By John Power, MBA, CFP® posted 08-12-2011 15:36

  

As I try to navigate the troubled financial waters with my clients, I am continually reminded of the emotional vs. rational response.  Most of us planners are probably a lot like me.  We can understand and work the numbers well and have a pretty good sense of what course of action is best for each client.  If we’ve built investment strategies that are tailored to the client’s needs and risk tolerance (at some time) then it should be OK.  I know that is what we are trained to do and I am rather sure we all do that.  The tough part is getting the client, who actually is the person whose money is going up or down, to recognize what we have done together.

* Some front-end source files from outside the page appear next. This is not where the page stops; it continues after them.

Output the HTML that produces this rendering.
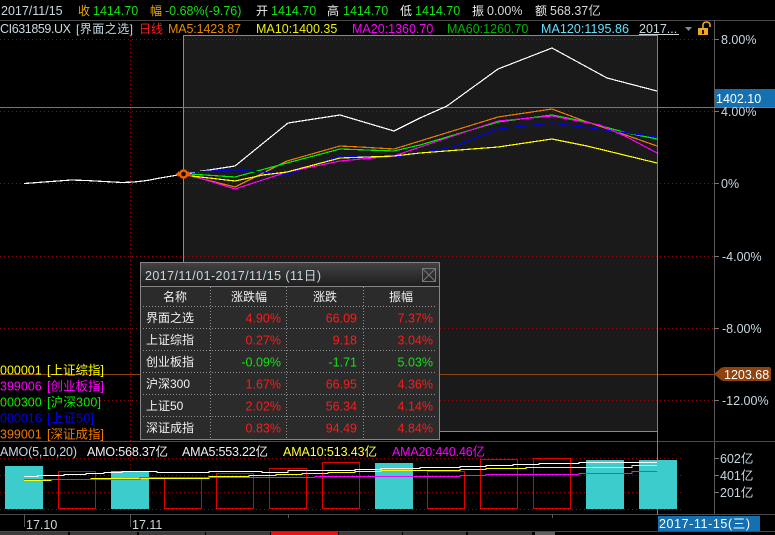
<!DOCTYPE html>
<html><head><meta charset="utf-8"><style>
html,body{margin:0;padding:0;background:#000;width:775px;height:535px;overflow:hidden}
svg{display:block;position:absolute;left:0;top:0}
text{font-family:"Liberation Sans","Noto Sans CJK SC",sans-serif;font-size:12.5px;fill:#d8d8d8}
.g{fill:#14e014}.o{fill:#f0a800}.w{fill:#f0f0f0}.r{fill:#ff1a1a}.v{fill:#c8d8e0}
.l line,.c{shape-rendering:crispEdges}
polyline{fill:none;shape-rendering:crispEdges;stroke-width:1.2}
.vol polyline{stroke-width:1}
.d{stroke:#8c0a0a;stroke-width:1;stroke-dasharray:1 3;shape-rendering:crispEdges}
.p{stroke:#909090;stroke-width:1;stroke-dasharray:1 2;shape-rendering:crispEdges}
</style></head><body>
<svg width="775" height="535" viewBox="0 0 775 535" xmlns="http://www.w3.org/2000/svg">
<rect width="775" height="535" fill="#000"/>
<!-- overlay background -->
<rect class="c" x="183" y="35" width="475" height="397" fill="#1a1a1a"/>
<!-- grid -->
<g class="d">
<line x1="0" y1="39.5" x2="714" y2="39.5"/><line x1="0" y1="111.5" x2="714" y2="111.5"/>
<line x1="0" y1="183.5" x2="714" y2="183.5"/><line x1="0" y1="256.5" x2="714" y2="256.5"/>
<line x1="0" y1="328.5" x2="714" y2="328.5"/><line x1="0" y1="400.5" x2="714" y2="400.5"/>
<line x1="130.5" y1="36" x2="130.5" y2="510"/>
<line x1="0" y1="458.5" x2="684" y2="458.5"/><line x1="0" y1="475.5" x2="684" y2="475.5"/>
<line x1="0" y1="492.5" x2="684" y2="492.5"/><line x1="0" y1="509.5" x2="684" y2="509.5"/>
</g>
<!-- frame lines -->
<g class="l">
<line x1="0" y1="20.5" x2="775" y2="20.5" stroke="#4a4a4a"/>
<line x1="714.5" y1="20" x2="714.5" y2="514" stroke="#5a5a5a"/>
<line x1="0" y1="441.5" x2="775" y2="441.5" stroke="#4a4a4a"/>
<line x1="0" y1="514.5" x2="775" y2="514.5" stroke="#4a4a4a"/>
<line x1="0" y1="531.5" x2="775" y2="531.5" stroke="#4a4a4a"/>
<line x1="0" y1="107.5" x2="775" y2="107.5" stroke="#777"/>
<line x1="0" y1="374.5" x2="714" y2="374.5" stroke="#8a4412"/>
<line x1="183" y1="35.5" x2="658" y2="35.5" stroke="#8a8a8a"/>
<line x1="183.5" y1="35" x2="183.5" y2="432" stroke="#8a8a8a"/>
<line x1="183" y1="431.5" x2="658" y2="431.5" stroke="#8a8a8a"/>
<line x1="657.5" y1="35" x2="657.5" y2="515" stroke="#808080"/>
<line x1="24.5" y1="514" x2="24.5" y2="527" stroke="#555"/>
<line x1="130.5" y1="514" x2="130.5" y2="527" stroke="#555"/>
<line x1="288.5" y1="514" x2="288.5" y2="518" stroke="#555"/>
<line x1="552.5" y1="514" x2="552.5" y2="518" stroke="#555"/>
<line x1="714" y1="39.5" x2="719" y2="39.5" stroke="#777"/>
<line x1="714" y1="111.5" x2="719" y2="111.5" stroke="#777"/>
<line x1="714" y1="183.5" x2="719" y2="183.5" stroke="#777"/>
<line x1="714" y1="256.5" x2="719" y2="256.5" stroke="#777"/>
<line x1="714" y1="328.5" x2="719" y2="328.5" stroke="#777"/>
<line x1="714" y1="400.5" x2="719" y2="400.5" stroke="#777"/>
<line x1="714" y1="458.5" x2="719" y2="458.5" stroke="#777"/>
<line x1="714" y1="475.5" x2="719" y2="475.5" stroke="#777"/>
<line x1="714" y1="492.5" x2="719" y2="492.5" stroke="#777"/>
</g>
<!-- bottom tabs -->
<g class="c">
<rect x="0" y="532" width="68" height="3" fill="#3c3c3c"/><rect x="70" y="532" width="67" height="3" fill="#3c3c3c"/>
<rect x="139" y="532" width="66" height="3" fill="#3c3c3c"/><rect x="206" y="532" width="64" height="3" fill="#3c3c3c"/>
<rect x="271" y="532" width="67" height="3" fill="#ee1010"/><rect x="339" y="532" width="63" height="3" fill="#3c3c3c"/>
<rect x="403" y="532" width="63" height="3" fill="#3c3c3c"/><rect x="468" y="532" width="64" height="3" fill="#3c3c3c"/>
<rect x="535" y="532" width="20" height="3" fill="#606060"/>
</g>
<!-- main chart lines -->
<polyline stroke="#fff" points="24,183.5 31,183 44,182 58,181 71,180 86,180.5 104,181.5 122,182.5 134,182 147,180.5 160,178 172,176 183,174 235,166 288,123 340,115 394,131 420,118 447,106 498,69 552,48 607,78 657,91"/>
<polyline stroke="#f07a00" points="183,174 235,187 287,161 340,146 360,147 394,149 420,141 498,117 552,109 587,122 620,133 657,146"/>
<polyline stroke="#00f000" points="190,174 235,177 287,163 340,149 394,151 420,145 498,122 552,115 587,122 627,133 657,139"/>
<polyline stroke="#0000f0" points="190,172 235,170 263,172 287,175 340,156 394,157 420,153 453,147 498,129 552,123 613,131 657,137"/>
<polyline stroke="#ff00ff" points="190,175 235,189 287,172 340,161 394,156 420,147 498,121 552,116 600,125 627,137 657,153"/>
<polyline stroke="#ffff00" points="192,176 235,181 263,175 287,172 340,158 394,156 420,153 498,147 552,139 587,146 657,163"/>
<!-- marker -->
<circle cx="183.5" cy="174" r="3.5" fill="#1a0800" stroke="#f06000" stroke-width="2.4"/>
<path d="M176 174l3-3v6zM191 174l-3-3v6z" fill="#f06000"/>
<!-- volume bars -->
<g class="c">
<rect x="5" y="466" width="38" height="43" fill="#3ccccc"/>
<rect x="111" y="471" width="38" height="38" fill="#3ccccc"/>
<rect x="375" y="463" width="38" height="46" fill="#3ccccc"/>
<rect x="586" y="460" width="38" height="49" fill="#3ccccc"/>
<rect x="639" y="460" width="38" height="49" fill="#3ccccc"/>
<g fill="none" stroke="#e00000">
<rect x="58.5" y="471.5" width="37" height="37"/>
<rect x="164.5" y="477.5" width="37" height="31"/>
<rect x="216.5" y="473.5" width="37" height="35"/>
<rect x="269.5" y="468.5" width="37" height="40"/>
<rect x="322.5" y="462.5" width="37" height="46"/>
<rect x="427.5" y="471.5" width="37" height="37"/>
<rect x="480.5" y="459.5" width="37" height="49"/>
<rect x="533.5" y="458.5" width="37" height="50"/>
</g>
</g>
<g class="vol" transform="translate(0,.5)">
<polyline stroke="#fff" points="24,476 38,476 38,475 64,475 64,474 86,474 86,473 104,473 104,472 122,472 122,471 157,471 157,472 209,472 209,471 262,471 262,472 288,472 288,470 355,470 355,469 381,469 381,468 420,468 420,467 460,467 460,466 486,466 486,465 513,465 513,464 539,464 539,463 579,463 579,462 657,462"/>
<polyline stroke="#ffff00" points="24,480 51,480 51,479 91,479 91,478 209,478 209,476 249,476 249,475 276,475 276,474 302,474 302,473 328,473 328,472 355,472 355,471 381,471 381,470 460,470 460,469 486,469 486,468 526,468 526,467 632,467 632,465 657,465"/>
<polyline stroke="#ff00ff" points="24,479 140,479 140,477 315,477 315,476 460,476 460,475 486,475 486,474 579,474 579,473 632,473 632,471 657,471"/>
</g>
<!-- header row 1 -->
<text class="v" x="1" y="15">2017/11/15</text>
<text class="o" x="78" y="15" style="font-size:12px">收</text><text class="g" x="93" y="15">1414.70</text>
<text class="o" x="150" y="15" style="font-size:12px">幅</text><text class="g" x="165" y="15">-0.68%(-9.76)</text>
<text class="w" x="256" y="15" style="font-size:12px">开</text><text class="g" x="271" y="15">1414.70</text>
<text class="w" x="327" y="15" style="font-size:12px">高</text><text class="g" x="343" y="15">1414.70</text>
<text class="w" x="400" y="15" style="font-size:12px">低</text><text class="g" x="415" y="15">1414.70</text>
<text class="w" x="472" y="15" style="font-size:12px">振</text><text x="487" y="15">0.00%</text>
<text class="w" x="535" y="15" style="font-size:12px">额</text><text x="550" y="15">568.37亿</text>
<!-- header row 2 -->
<text class="v" x="0" y="33" textLength="71">CI631859.UX</text>
<text class="v" x="76" y="33" style="font-size:12px" textLength="57">[界面之选]</text>
<text class="r" x="139" y="33" style="font-size:12px">日线</text>
<text x="168" y="33" style="fill:#e88a00" textLength="73">MA5:1423.87</text>
<text x="256" y="33" style="fill:#f0f000">MA10:1400.35</text>
<text x="352" y="33" style="fill:#ff00ff">MA20:1360.70</text>
<text x="447" y="33" style="fill:#00b400">MA60:1260.70</text>
<text x="541" y="33" style="fill:#60e0ff" textLength="88">MA120:1195.86</text>
<text class="v" x="639" y="33">2017...</text>
<line class="c" x1="639" y1="34.5" x2="679" y2="34.5" stroke="#d0d0d0"/>
<path d="M685 27h7l-3.5 4z" fill="#8a8a8a"/>
<!-- lock -->
<path d="M703 28v-3.5a3.5 2.5 0 0 1 7 0V27" fill="none" stroke="#f0a820" stroke-width="1.6"/>
<rect class="c" x="698" y="28" width="10" height="7" fill="#f0a820"/>
<rect class="c" x="702" y="30" width="2" height="4" fill="#201000"/>
<!-- axis labels -->
<text class="v" x="721" y="44">8.00%</text>
<text class="v" x="721" y="116">4.00%</text>
<text class="v" x="721" y="188">0%</text>
<text class="v" x="722" y="261">-4.00%</text>
<text class="v" x="722" y="333">-8.00%</text>
<text class="v" x="722" y="405">-12.00%</text>
<text class="v" x="720" y="463">602亿</text>
<text class="v" x="720" y="480">401亿</text>
<text class="v" x="720" y="497">201亿</text>
<!-- tags -->
<rect class="c" x="715" y="89" width="60" height="18" fill="#1470b0"/>
<text class="w" x="716" y="103" style="fill:#fff">1402.10</text>
<polygon points="714,374 722,367 722,381" fill="#8f4410"/>
<rect x="722" y="367" width="49" height="14" rx="2" fill="#8f4410"/>
<text x="724" y="379" style="fill:#fff">1203.68</text>
<rect class="c" x="658" y="516" width="102" height="15" fill="#1470b0"/>
<text x="659" y="528" style="fill:#fff" textLength="91">2017-11-15(三)</text>
<!-- left list -->
<text x="0" y="374.5" style="fill:#ffff00">000001</text><text x="47" y="374.5" style="fill:#ffff00" textLength="57">[上证综指]</text>
<text x="0" y="390.5" style="fill:#ff00ff">399006</text><text x="47" y="390.5" style="fill:#ff00ff" textLength="57">[创业板指]</text>
<text x="0" y="406.5" style="fill:#00f000">000300</text><text x="47" y="406.5" style="fill:#00f000" textLength="54">[沪深300]</text>
<text x="0" y="422.5" style="fill:#0000f0">000016</text><text x="47" y="422.5" style="fill:#0000f0" textLength="47">[上证50]</text>
<text x="0" y="438.5" style="fill:#f07a00">399001</text><text x="47" y="438.5" style="fill:#f07a00" textLength="57">[深证成指]</text>
<!-- AMO row -->
<text class="v" x="0" y="456" textLength="77">AMO(5,10,20)</text>
<text class="w" x="87" y="456" textLength="81">AMO:568.37亿</text>
<text class="w" x="182" y="456" textLength="86">AMA5:553.22亿</text>
<text x="283" y="456" style="fill:#ffff40" textLength="94">AMA10:513.43亿</text>
<text x="392" y="456" style="fill:#ff00ff" textLength="93">AMA20:440.46亿</text>
<!-- dates -->
<text class="v" x="26" y="529">17.10</text>
<text class="v" x="132" y="529">17.11</text>
<!-- panel -->
<defs><linearGradient id="t" x1="0" y1="0" x2="0" y2="1"><stop offset="0" stop-color="#424242"/><stop offset="1" stop-color="#1c1c1c"/></linearGradient></defs>
<rect class="c" x="140" y="262" width="300" height="178" fill="#2b2b2b"/>
<rect class="c" x="141" y="263" width="298" height="24" fill="url(#t)"/>
<rect class="c" x="140.5" y="262.5" width="299" height="177" fill="none" stroke="#858585"/>
<line class="c" x1="140" y1="286.5" x2="440" y2="286.5" stroke="#858585"/>
<text class="v" x="145" y="280" textLength="176">2017/11/01-2017/11/15 (11日)</text>
<g fill="none" stroke="#777" class="c"><rect x="422.5" y="268.5" width="13" height="13"/></g>
<path d="M423 269l12 12M435 269l-12 12" stroke="#777" fill="none"/>
<g class="p">
<line x1="143" y1="306.5" x2="437" y2="306.5"/><line x1="143" y1="328.5" x2="437" y2="328.5"/>
<line x1="143" y1="350.5" x2="437" y2="350.5"/><line x1="143" y1="372.5" x2="437" y2="372.5"/>
<line x1="143" y1="394.5" x2="437" y2="394.5"/><line x1="143" y1="416.5" x2="437" y2="416.5"/>
<line x1="210.5" y1="287" x2="210.5" y2="439"/><line x1="286.5" y1="287" x2="286.5" y2="439"/><line x1="363.5" y1="287" x2="363.5" y2="439"/>
</g>
<text class="w" x="175" y="301" text-anchor="middle" style="font-size:12px">名称</text>
<text class="w" x="249" y="301" text-anchor="middle" style="font-size:12px">涨跌幅</text>
<text class="w" x="325" y="301" text-anchor="middle" style="font-size:12px">涨跌</text>
<text class="w" x="401" y="301" text-anchor="middle" style="font-size:12px">振幅</text>
<text class="w" x="146" y="322" style="font-size:12px">界面之选</text>
<text class="w" x="146" y="344" style="font-size:12px">上证综指</text>
<text class="w" x="146" y="366" style="font-size:12px">创业板指</text>
<text class="w" x="146" y="388" style="font-size:12px">沪深300</text>
<text class="w" x="146" y="410" style="font-size:12px">上证50</text>
<text class="w" x="146" y="432" style="font-size:12px">深证成指</text>
<g text-anchor="end">
<text class="r" x="281" y="322.5">4.90%</text><text class="r" x="357" y="322.5">66.09</text><text class="r" x="433" y="322.5">7.37%</text>
<text class="r" x="281" y="344.5">0.27%</text><text class="r" x="357" y="344.5">9.18</text><text class="r" x="433" y="344.5">3.04%</text>
<text class="g" x="281" y="366.5">-0.09%</text><text class="g" x="357" y="366.5">-1.71</text><text class="g" x="433" y="366.5">5.03%</text>
<text class="r" x="281" y="388.5">1.67%</text><text class="r" x="357" y="388.5">66.95</text><text class="r" x="433" y="388.5">4.36%</text>
<text class="r" x="281" y="410.5">2.02%</text><text class="r" x="357" y="410.5">56.34</text><text class="r" x="433" y="410.5">4.14%</text>
<text class="r" x="281" y="432.5">0.83%</text><text class="r" x="357" y="432.5">94.49</text><text class="r" x="433" y="432.5">4.84%</text>
</g>
</svg>
</body></html>
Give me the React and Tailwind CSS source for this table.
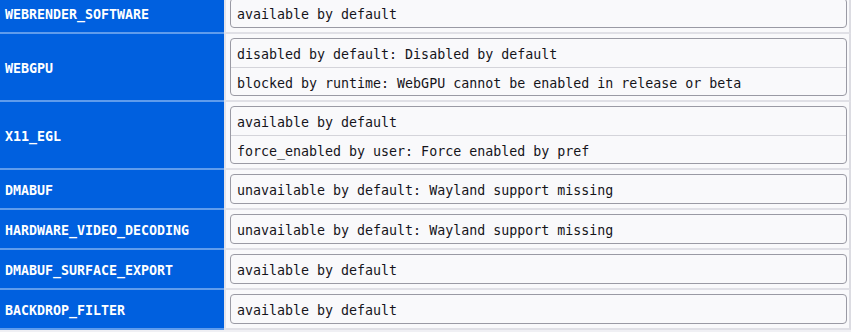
const features = [
  { name: 'WEBRENDER_SOFTWARE', lines: ['available by default'] },
  {
    name: 'WEBGPU',
    lines: [
      'disabled by default: Disabled by default',
      'blocked by runtime: WebGPU cannot be enabled in release or beta',
    ],
  },
  {
    name: 'X11_EGL',
    lines: ['available by default', 'force_enabled by user: Force enabled by pref'],
  },
  { name: 'DMABUF', lines: ['unavailable by default: Wayland support missing'] },
  { name: 'HARDWARE_VIDEO_DECODING', lines: ['unavailable by default: Wayland support missing'] },
  { name: 'DMABUF_SURFACE_EXPORT', lines: ['available by default'] },
  { name: 'BACKDROP_FILTER', lines: ['available by default'] },
];

const FeatureRow = ({ name, lines }) => (
  <div className="flex">
    {/* Feature name */}
    <div className="w-[224px] shrink-0 flex items-center pl-[5px] pt-[3px] bg-[#0060df] border-b-2 border-[#5f9cec] text-white font-bold">
      {name}
    </div>

    {/* Status box */}
    <div className="flex-1 border-l-2 border-r-2 border-b-2 border-l-[#e4e4ea] border-r-[#dcdce2] border-b-[#e0e0e6] bg-[#f9f9fb] pl-[4px] pr-[2px] pt-[4px] pb-[4px]">
      <div className="rounded-[4px] border border-[#9a9aa4] bg-[#f9f9fb]">
        {lines.map((line, i) => (
          <div
            key={i}
            className={`h-[28px] flex items-center pl-[6px] pt-[4px] text-[#15141a] ${i > 0 ? 'border-t border-[#d4d4da]' : ''}`}
          >
            {line}
          </div>
        ))}
      </div>
    </div>
  </div>
);

const App = () => {
  return (
    <div
      className="w-[851px] h-[332px] overflow-hidden bg-[#f0f0f4] text-[13.3px] leading-none"
      style={{ fontFamily: '"DejaVu Sans Mono", "Liberation Mono", monospace' }}
    >
      <div className="-mt-[6px]">
        {features.map((f) => (
          <FeatureRow key={f.name} name={f.name} lines={f.lines} />
        ))}
      </div>
    </div>
  );
};

export default App;
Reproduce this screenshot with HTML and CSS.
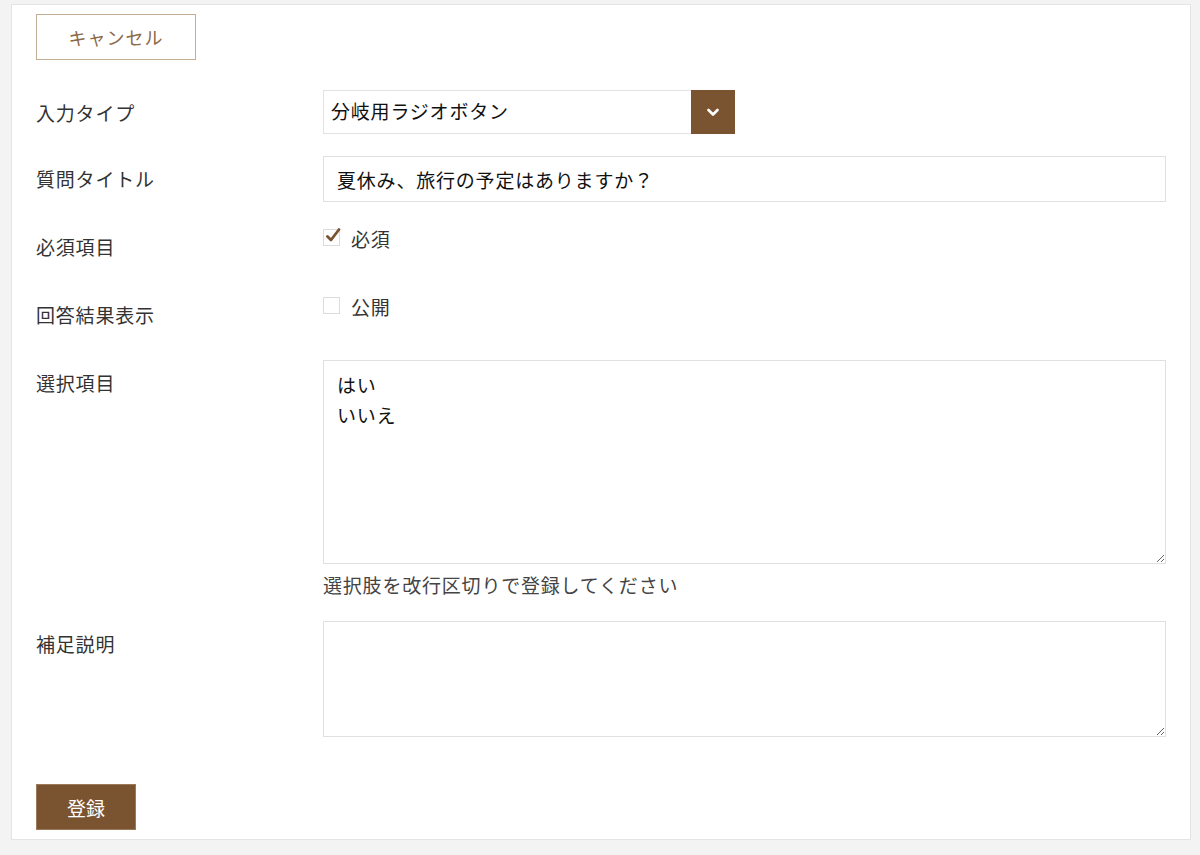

I don’t know about you, but every time we go through such a troubling period of volatility and downward movement, I go through periods of worrying about my client’s welfare and reassuring them.  Usually I am successful; sometimes not.  So it was rewarding when this past week a client called and I talked him through where we were.  He had called saying he couldn’t stand to lose his money at this pace and wanted to cash it all in and be safe.  In all candor, I was perplexed.  I didn’t say so but just listened to him get his fears out.  The next day I ran a calculation and discovered that since the end of June his largest account was down about $4500; hardly a princely sum!  I sent him a note reminding him of the portfolio mix, why we had set it up that way, and how little he actually had lost.  He called later the next day and said that after I had been hitting him up on the side of the head with a 2x4 for 10 years he finally got it.

To paraphrase Kermit, “It ain’t easy being a financial planner”.   But I am encouraged that, as we educate more and more of our clients, the world gets better a small piece at a time.